Original Research - Special Collection: Impact of Reformed Theology

The impact of Reformed theology on church unity and reconciliation in the Reformed Churches in South Africa since the first general synod, 2009

Chaka C. Mathundela
In die Skriflig/In Luce Verbi | Vol 54, No 2 | a2570 | DOI: https://doi.org/10.4102/ids.v54i2.2570 | © 2020 Chaka C. Mathundela | This work is licensed under CC Attribution 4.0
Submitted: 27 November 2019 | Published: 05 August 2020

About the author(s)

Chaka C. Mathundela, The Unit for Reformational Theology and the Development of the South African Society, North-West University, Potchefstroom, South Africa


The Gereformeerde Kerke in Suid-Afrika (Reformed Churches in South Africa [RCSA]) held its first annual historic general synod on 04 January 2009 in Potchefstroom. This was the synod that would last for 10 days. Someone who knows the history of the church would say that it was like the synod of Dort (1618–1619). Everyone was looking forward to it; yet, others approached the synod with great doubts in their hearts. Indeed, this synod reflected a true South Africa (black and white people coming together in the synod). In 2019, it marked 10 years since that momentous synod. This article intends to indicate the impact of Reformed theology on the RCSA over these 10 years.
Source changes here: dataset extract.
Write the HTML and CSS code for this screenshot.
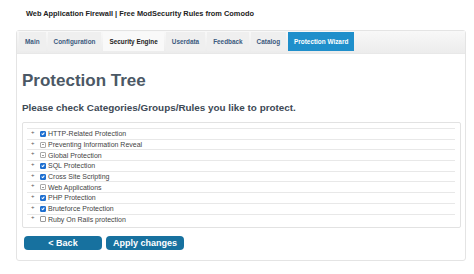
FILE: index.html
```html
<!DOCTYPE html>
<html lang="en">
<head>
    <meta charset="UTF-8">
    <title>Protection Wizard</title>
    <link rel="stylesheet" href="styles.css">
</head>
<body>
    <div class="site-title">Web Application Firewall | Free ModSecurity Rules from Comodo</div>

    <div class="panel">
        <ul class="tabs">
            <li>Main</li>
            <li>Configuration</li>
            <li class="light">Security Engine</li>
            <li>Userdata</li>
            <li>Feedback</li>
            <li>Catalog</li>
            <li class="active">Protection Wizard</li>
        </ul>

        <div class="content">
            <h1>Protection Tree</h1>
            <h2>Please check Categories/Groups/Rules you like to protect.</h2>

            <div class="tree">
                <div class="node"><span class="expand">+</span><span class="box checked"></span>HTTP-Related Protection</div>
                <div class="node"><span class="expand">+</span><span class="box partial"></span>Preventing Information Reveal</div>
                <div class="node"><span class="expand">+</span><span class="box partial"></span>Global Protection</div>
                <div class="node"><span class="expand">+</span><span class="box checked"></span>SQL Protection</div>
                <div class="node"><span class="expand">+</span><span class="box checked"></span>Cross Site Scripting</div>
                <div class="node"><span class="expand">+</span><span class="box partial"></span>Web Applications</div>
                <div class="node"><span class="expand">+</span><span class="box checked"></span>PHP Protection</div>
                <div class="node"><span class="expand">+</span><span class="box checked"></span>Bruteforce Protection</div>
                <div class="node"><span class="expand">+</span><span class="box"></span>Ruby On Rails protection</div>
            </div>

            <div class="actions">
                <button class="btn">&lt; Back</button>
                <button class="btn">Apply changes</button>
            </div>
        </div>
    </div>
</body>
</html>
```

FILE: styles.css
```css
body {
    margin: 0;
    background: #fff;
    font-family: 'Liberation Sans', Arial, sans-serif;
    color: #333;
}
.site-title {
    padding: 8px 0 0 26px;
    height: 12px;
    line-height: 12px;
    font-size: 7.4px;
    font-weight: bold;
    color: #222;
}
.panel {
    margin: 10px 8px 0 16px;
    height: 229px;
    border: 1px solid #e4e4e4;
    border-radius: 3px;
}
.tabs {
    display: flex;
    gap: 2px;
    list-style: none;
    margin: 0;
    padding: 1px 2px 0;
    height: 21px;
    background: linear-gradient(#f8f8f8, #ececec);
    border-bottom: 1px solid #e8e8e8;
}
.tabs li {
    padding: 0 6px;
    height: 19px;
    line-height: 19px;
    font-size: 6.4px;
    font-weight: bold;
    color: #3b5a7e;
    background: #efefef;
}
.tabs li.light {
    background: #f9f9f9;
    color: #222;
}
.tabs li.active {
    background: #1f8fcb;
    color: #fff;
}
.content {
    padding: 0 4px 0 5px;
}
h1 {
    margin: 16px 0 0;
    font-size: 17px;
    line-height: 22px;
    color: #4b5865;
}
h2 {
    margin: 9px 0 0;
    font-size: 9.9px;
    line-height: 13px;
    color: #3d4955;
}
.tree {
    margin-top: 8px;
    padding: 5px 5px 3px 4px;
    border: 1px solid #e2e2e2;
    border-radius: 2px;
}
.node {
    display: flex;
    align-items: center;
    height: 9.7px;
    border-top: 1px solid #e8e8e8;
    font-size: 7px;
    color: #444;
}
.expand {
    width: 5px;
    margin: 0 4px 0 4px;
    font-size: 6px;
    color: #555;
    position: relative;
    top: -2px;
}
.box {
    box-sizing: border-box;
    width: 6px;
    height: 6px;
    margin-right: 2px;
    border: 1px solid #999;
    border-radius: 1px;
    background: #fff;
    position: relative;
}
.box.checked {
    background: #1e6fd0;
    border-color: #1e6fd0;
}
.box.checked::after {
    content: '';
    position: absolute;
    left: 1px;
    top: 0;
    width: 1px;
    height: 2px;
    border: solid #fff;
    border-width: 0 1px 1px 0;
    transform: rotate(40deg);
}
.box.partial {
    border-color: #aaa;
}
.box.partial::after {
    content: '';
    position: absolute;
    left: 1px;
    right: 1px;
    top: 1.5px;
    height: 1px;
    background: #999;
}
.actions {
    display: flex;
    gap: 4px;
    margin: 8px 0 0 2px;
}
.btn {
    width: 78px;
    height: 14px;
    padding: 0;
    border: none;
    border-radius: 4px;
    background: #17719f;
    color: #fff;
    font-family: 'Liberation Sans', Arial, sans-serif;
    font-size: 9px;
    font-weight: bold;
}
```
It addresses the question of how the local churches are doing after one classis, one regional synod and one general synod as far as unity and reconciliation is concerned. The question regarding the unity and reconciliation process involves converging changes of black and white churches. It is in the heart of Reformed theology where we find the confession: ‘I believe in the communion of saints’. This communion of saints speaks about the unity and reconciliation of believers, united and reconciled with God and fellow neighbours!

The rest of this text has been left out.